WHAT IS BEING ASKED =>
Make an exact copy of the data below, leaving out every picture.
─── SOURCE DATA
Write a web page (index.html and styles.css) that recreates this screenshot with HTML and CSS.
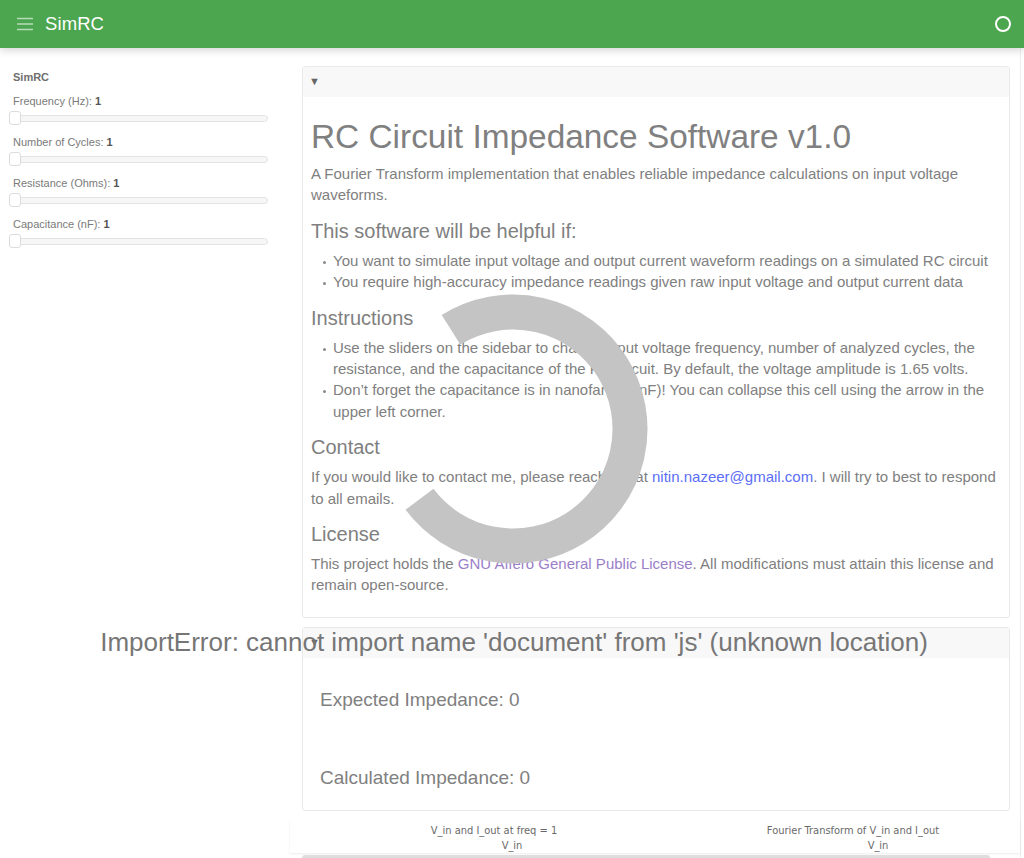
FILE: index.html
```html
<!DOCTYPE html>
<html>
<head>
<meta charset="utf-8">
<title>SimRC</title>
<link rel="stylesheet" href="styles.css">
</head>
<body>
<header class="topbar">
  <svg class="hamburger" width="18" height="14" viewBox="0 0 18 14"><path d="M1 1.5h16M1 7h16M1 12.5h16" stroke="rgba(255,255,255,0.6)" stroke-width="1.4" fill="none"/></svg>
  <span class="brand">SimRC</span>
  <span class="spacer"></span>
  <svg class="status" width="18" height="18" viewBox="0 0 18 18"><circle cx="9" cy="9" r="7" stroke="#fff" stroke-width="2" fill="none"/></svg>
</header>
<div class="layout">
  <aside class="sidebar">
    <div class="side-title">SimRC</div>
    <div class="control"><div class="label">Frequency (Hz): <b>1</b></div><div class="slider"><span class="thumb"></span></div></div>
    <div class="control"><div class="label">Number of Cycles: <b>1</b></div><div class="slider"><span class="thumb"></span></div></div>
    <div class="control"><div class="label">Resistance (Ohms): <b>1</b></div><div class="slider"><span class="thumb"></span></div></div>
    <div class="control"><div class="label">Capacitance (nF): <b>1</b></div><div class="slider"><span class="thumb"></span></div></div>
  </aside>
  <main class="content">
    <section class="card">
      <div class="card-head">&#9660;</div>
      <div class="card-body">
        <h1>RC Circuit Impedance Software v1.0</h1>
        <p>A Fourier Transform implementation that enables reliable impedance calculations on input voltage waveforms.</p>
        <h2>This software will be helpful if:</h2>
        <ul>
          <li>You want to simulate input voltage and output current waveform readings on a simulated RC circuit</li>
          <li>You require high-accuracy impedance readings given raw input voltage and output current data</li>
        </ul>
        <h2>Instructions</h2>
        <ul>
          <li>Use the sliders on the sidebar to change input voltage frequency, number of analyzed cycles, the resistance, and the capacitance of the RC circuit. By default, the voltage amplitude is 1.65 volts.</li>
          <li>Don’t forget the capacitance is in nanofarads (nF)! You can collapse this cell using the arrow in the upper left corner.</li>
        </ul>
        <h2>Contact</h2>
        <p>If you would like to contact me, please reach out at <a class="mail" href="#">nitin.nazeer@gmail.com</a>. I will try to best to respond to all emails.</p>
        <h2>License</h2>
        <p>This project holds the <a class="visited" href="#">GNU Affero General Public License</a>. All modifications must attain this license and remain open-source.</p>
      </div>
    </section>
    <section class="card card-2">
      <div class="card-head">&#9660;</div>
      <div class="card-body imp">
        <div class="imp-line">Expected Impedance: 0</div>
        <div class="imp-line">Calculated Impedance: 0</div>
      </div>
    </section>
    <div class="charts">
      <div class="chart chart-a"><div class="chart-title">V_in and I_out at freq = 1</div><div class="legend">V_in</div></div>
      <div class="chart chart-b"><div class="chart-title">Fourier Transform of V_in and I_out</div><div class="legend">V_in</div></div>
    </div>
    <div class="hscroll"></div>
  </main>
</div>
<svg class="spinner" width="290" height="290" viewBox="0 0 290 290"><circle cx="145" cy="145" r="117" fill="none" stroke="#c4c4c4" stroke-width="35" stroke-dasharray="541 735" transform="rotate(-122 145 145)"/></svg>
<div class="error">ImportError: cannot import name 'document' from 'js' (unknown location)</div>
</body>
</html>
```
FILE: styles.css
```css
html, body {
  margin: 0;
  padding: 0;
  height: 858px;
  overflow: hidden;
  background: #fff;
  font-family: "Liberation Sans", Arial, sans-serif;
  color: #808080;
}

.topbar {
  height: 48px;
  background: #4ca64f;
  display: flex;
  align-items: center;
  padding: 0 12px 0 16px;
  box-shadow: 0 2px 8px rgba(0, 0, 0, 0.18);
  position: relative;
  z-index: 2;
}
.hamburger { margin-right: 11px; }
.brand {
  color: #fff;
  font-size: 18.5px;
  letter-spacing: 0.1px;
}
.spacer { flex: 1; }

.layout {
  display: flex;
  height: 810px;
}

.sidebar {
  width: 290px;
  flex: none;
  box-sizing: border-box;
  padding: 23px 22px 0 13px;
}
.side-title {
  font-size: 11px;
  font-weight: bold;
  color: #6f6f6f;
  margin-bottom: 12px;
}
.control { margin-bottom: 14px; }
.label {
  font-size: 11px;
  color: #7a7a7a;
  margin-bottom: 8px;
}
.label b { color: #555; }
.slider {
  position: relative;
  height: 5px;
  border: 1px solid #e3e3e3;
  border-radius: 4px;
  background: #f6f6f6;
}
.thumb {
  position: absolute;
  left: -5px;
  top: -5px;
  width: 10px;
  height: 12px;
  background: #fff;
  border: 1px solid #dcdcdc;
  border-radius: 3px;
}

.content {
  flex: 1;
  box-sizing: border-box;
  padding: 18px 10px 0 12px;
  border-right: 1px solid #eeeeee;
  margin-right: 3px;
  position: relative;
}

.card {
  border: 1px solid #e9e9e9;
  border-radius: 3px;
  margin-bottom: 9px;
  background: #fff;
}
.card-head {
  height: 30px;
  background: #f8f8f8;
  font-size: 11px;
  color: #666;
  padding: 8px 0 0 6px;
  box-sizing: border-box;
}
.card-body {
  padding: 20px 9px 21px 8px;
}
h1 {
  font-weight: normal;
  font-size: 33.4px;
  margin: 0 0 6px;
  line-height: 40px;
}
h2 {
  font-weight: normal;
  font-size: 20px;
  line-height: 24px;
  margin: 13px 0 7px;
}
p {
  font-size: 15px;
  line-height: 21.4px;
  margin: 0;
}
ul {
  list-style: none;
  margin: 0;
  padding: 0 0 0 12px;
}
li {
  font-size: 15px;
  line-height: 21.4px;
  position: relative;
  padding-left: 10px;
}
li::before {
  content: "";
  position: absolute;
  left: 0;
  top: 11px;
  width: 3px;
  height: 3px;
  border-radius: 50%;
  background: #8a8a8a;
}
a { text-decoration: none; }
.mail { color: #5b6ef5; }
.visited { color: #9a7ec8; }

.card-body.imp {
  padding: 30px 17px 20px 17px;
}
.imp-line {
  font-size: 19px;
  line-height: 24px;
}
.imp-line + .imp-line { margin-top: 54px; }

.charts {
  display: flex;
  font-family: "DejaVu Sans Condensed", "DejaVu Sans", sans-serif;
  font-size: 11px;
  color: #6a6a6a;
  line-height: 15px;
  padding-top: 3px;
  background: #fff;
  margin: 0 -10px 0 -12px;
  padding-left: 12px;
  box-shadow: 0 1px 2px rgba(0, 0, 0, 0.08);
}
.chart { text-align: center; }
.chart-a { width: 384px; }
.chart-b { width: 334px; }
.chart-a .legend { padding-left: 36px; }
.chart-b .legend { padding-left: 50px; }
.hscroll {
  height: 6px;
  margin: 2px 20px 0 0;
  background: #dedede;
  border-radius: 3px;
}

.spinner {
  position: absolute;
  left: 368px;
  top: 284px;
  z-index: 5;
}
.error {
  position: absolute;
  left: 0;
  width: 1028px;
  top: 626px;
  text-align: center;
  font-size: 26px;
  line-height: 32px;
  color: #767676;
  z-index: 6;
}
```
──────
OUTPUT OF THE TASK =>
Write a web page (index.html and styles.css) that recreates this screenshot with HTML and CSS.
FILE: index.html
```html
<!DOCTYPE html>
<html>
<head>
<meta charset="utf-8">
<title>SimRC</title>
<link rel="stylesheet" href="styles.css">
</head>
<body>
<header class="topbar">
  <svg class="hamburger" width="18" height="14" viewBox="0 0 18 14"><path d="M1 1.5h16M1 7h16M1 12.5h16" stroke="rgba(255,255,255,0.6)" stroke-width="1.4" fill="none"/></svg>
  <span class="brand">SimRC</span>
  <span class="spacer"></span>
  <svg class="status" width="18" height="18" viewBox="0 0 18 18"><circle cx="9" cy="9" r="7" stroke="#fff" stroke-width="2" fill="none"/></svg>
</header>
<div class="layout">
  <aside class="sidebar">
    <div class="side-title">SimRC</div>
    <div class="control"><div class="label">Frequency (Hz): <b>1</b></div><div class="slider"><span class="thumb"></span></div></div>
    <div class="control"><div class="label">Number of Cycles: <b>1</b></div><div class="slider"><span class="thumb"></span></div></div>
    <div class="control"><div class="label">Resistance (Ohms): <b>1</b></div><div class="slider"><span class="thumb"></span></div></div>
    <div class="control"><div class="label">Capacitance (nF): <b>1</b></div><div class="slider"><span class="thumb"></span></div></div>
  </aside>
  <main class="content">
    <section class="card">
      <div class="card-head">&#9660;</div>
      <div class="card-body">
        <h1>RC Circuit Impedance Software v1.0</h1>
        <p>A Fourier Transform implementation that enables reliable impedance calculations on input voltage waveforms.</p>
        <h2>This software will be helpful if:</h2>
        <ul>
          <li>You want to simulate input voltage and output current waveform readings on a simulated RC circuit</li>
          <li>You require high-accuracy impedance readings given raw input voltage and output current data</li>
        </ul>
        <h2>Instructions</h2>
        <ul>
          <li>Use the sliders on the sidebar to change input voltage frequency, number of analyzed cycles, the resistance, and the capacitance of the RC circuit. By default, the voltage amplitude is 1.65 volts.</li>
          <li>Don’t forget the capacitance is in nanofarads (nF)! You can collapse this cell using the arrow in the upper left corner.</li>
        </ul>
        <h2>Contact</h2>
        <p>If you would like to contact me, please reach out at <a class="mail" href="#">nitin.nazeer@gmail.com</a>. I will try to best to respond to all emails.</p>
        <h2>License</h2>
        <p>This project holds the <a class="visited" href="#">GNU Affero General Public License</a>. All modifications must attain this license and remain open-source.</p>
      </div>
    </section>
    <section class="card card-2">
      <div class="card-head">&#9660;</div>
      <div class="card-body imp">
        <div class="imp-line">Expected Impedance: 0</div>
        <div class="imp-line">Calculated Impedance: 0</div>
      </div>
    </section>
    <div class="charts">
      <div class="chart chart-a"><div class="chart-title">V_in and I_out at freq = 1</div><div class="legend">V_in</div></div>
      <div class="chart chart-b"><div class="chart-title">Fourier Transform of V_in and I_out</div><div class="legend">V_in</div></div>
    </div>
    <div class="hscroll"></div>
  </main>
</div>
<svg class="spinner" width="290" height="290" viewBox="0 0 290 290"><circle cx="145" cy="145" r="117" fill="none" stroke="#c4c4c4" stroke-width="35" stroke-dasharray="541 735" transform="rotate(-122 145 145)"/></svg>
<div class="error">ImportError: cannot import name 'document' from 'js' (unknown location)</div>
</body>
</html>
```
FILE: styles.css
```css
html, body {
  margin: 0;
  padding: 0;
  height: 858px;
  overflow: hidden;
  background: #fff;
  font-family: "Liberation Sans", Arial, sans-serif;
  color: #808080;
}

.topbar {
  height: 48px;
  background: #4ca64f;
  display: flex;
  align-items: center;
  padding: 0 12px 0 16px;
  box-shadow: 0 2px 8px rgba(0, 0, 0, 0.18);
  position: relative;
  z-index: 2;
}
.hamburger { margin-right: 11px; }
.brand {
  color: #fff;
  font-size: 18.5px;
  letter-spacing: 0.1px;
}
.spacer { flex: 1; }

.layout {
  display: flex;
  height: 810px;
}

.sidebar {
  width: 290px;
  flex: none;
  box-sizing: border-box;
  padding: 23px 22px 0 13px;
}
.side-title {
  font-size: 11px;
  font-weight: bold;
  color: #6f6f6f;
  margin-bottom: 12px;
}
.control { margin-bottom: 14px; }
.label {
  font-size: 11px;
  color: #7a7a7a;
  margin-bottom: 8px;
}
.label b { color: #555; }
.slider {
  position: relative;
  height: 5px;
  border: 1px solid #e3e3e3;
  border-radius: 4px;
  background: #f6f6f6;
}
.thumb {
  position: absolute;
  left: -5px;
  top: -5px;
  width: 10px;
  height: 12px;
  background: #fff;
  border: 1px solid #dcdcdc;
  border-radius: 3px;
}

.content {
  flex: 1;
  box-sizing: border-box;
  padding: 18px 10px 0 12px;
  border-right: 1px solid #eeeeee;
  margin-right: 3px;
  position: relative;
}

.card {
  border: 1px solid #e9e9e9;
  border-radius: 3px;
  margin-bottom: 9px;
  background: #fff;
}
.card-head {
  height: 30px;
  background: #f8f8f8;
  font-size: 11px;
  color: #666;
  padding: 8px 0 0 6px;
  box-sizing: border-box;
}
.card-body {
  padding: 20px 9px 21px 8px;
}
h1 {
  font-weight: normal;
  font-size: 33.4px;
  margin: 0 0 6px;
  line-height: 40px;
}
h2 {
  font-weight: normal;
  font-size: 20px;
  line-height: 24px;
  margin: 13px 0 7px;
}
p {
  font-size: 15px;
  line-height: 21.4px;
  margin: 0;
}
ul {
  list-style: none;
  margin: 0;
  padding: 0 0 0 12px;
}
li {
  font-size: 15px;
  line-height: 21.4px;
  position: relative;
  padding-left: 10px;
}
li::before {
  content: "";
  position: absolute;
  left: 0;
  top: 11px;
  width: 3px;
  height: 3px;
  border-radius: 50%;
  background: #8a8a8a;
}
a { text-decoration: none; }
.mail { color: #5b6ef5; }
.visited { color: #9a7ec8; }

.card-body.imp {
  padding: 30px 17px 20px 17px;
}
.imp-line {
  font-size: 19px;
  line-height: 24px;
}
.imp-line + .imp-line { margin-top: 54px; }

.charts {
  display: flex;
  font-family: "DejaVu Sans Condensed", "DejaVu Sans", sans-serif;
  font-size: 11px;
  color: #6a6a6a;
  line-height: 15px;
  padding-top: 3px;
  background: #fff;
  margin: 0 -10px 0 -12px;
  padding-left: 12px;
  box-shadow: 0 1px 2px rgba(0, 0, 0, 0.08);
}
.chart { text-align: center; }
.chart-a { width: 384px; }
.chart-b { width: 334px; }
.chart-a .legend { padding-left: 36px; }
.chart-b .legend { padding-left: 50px; }
.hscroll {
  height: 6px;
  margin: 2px 20px 0 0;
  background: #dedede;
  border-radius: 3px;
}

.spinner {
  position: absolute;
  left: 368px;
  top: 284px;
  z-index: 5;
}
.error {
  position: absolute;
  left: 0;
  width: 1028px;
  top: 626px;
  text-align: center;
  font-size: 26px;
  line-height: 32px;
  color: #767676;
  z-index: 6;
}
```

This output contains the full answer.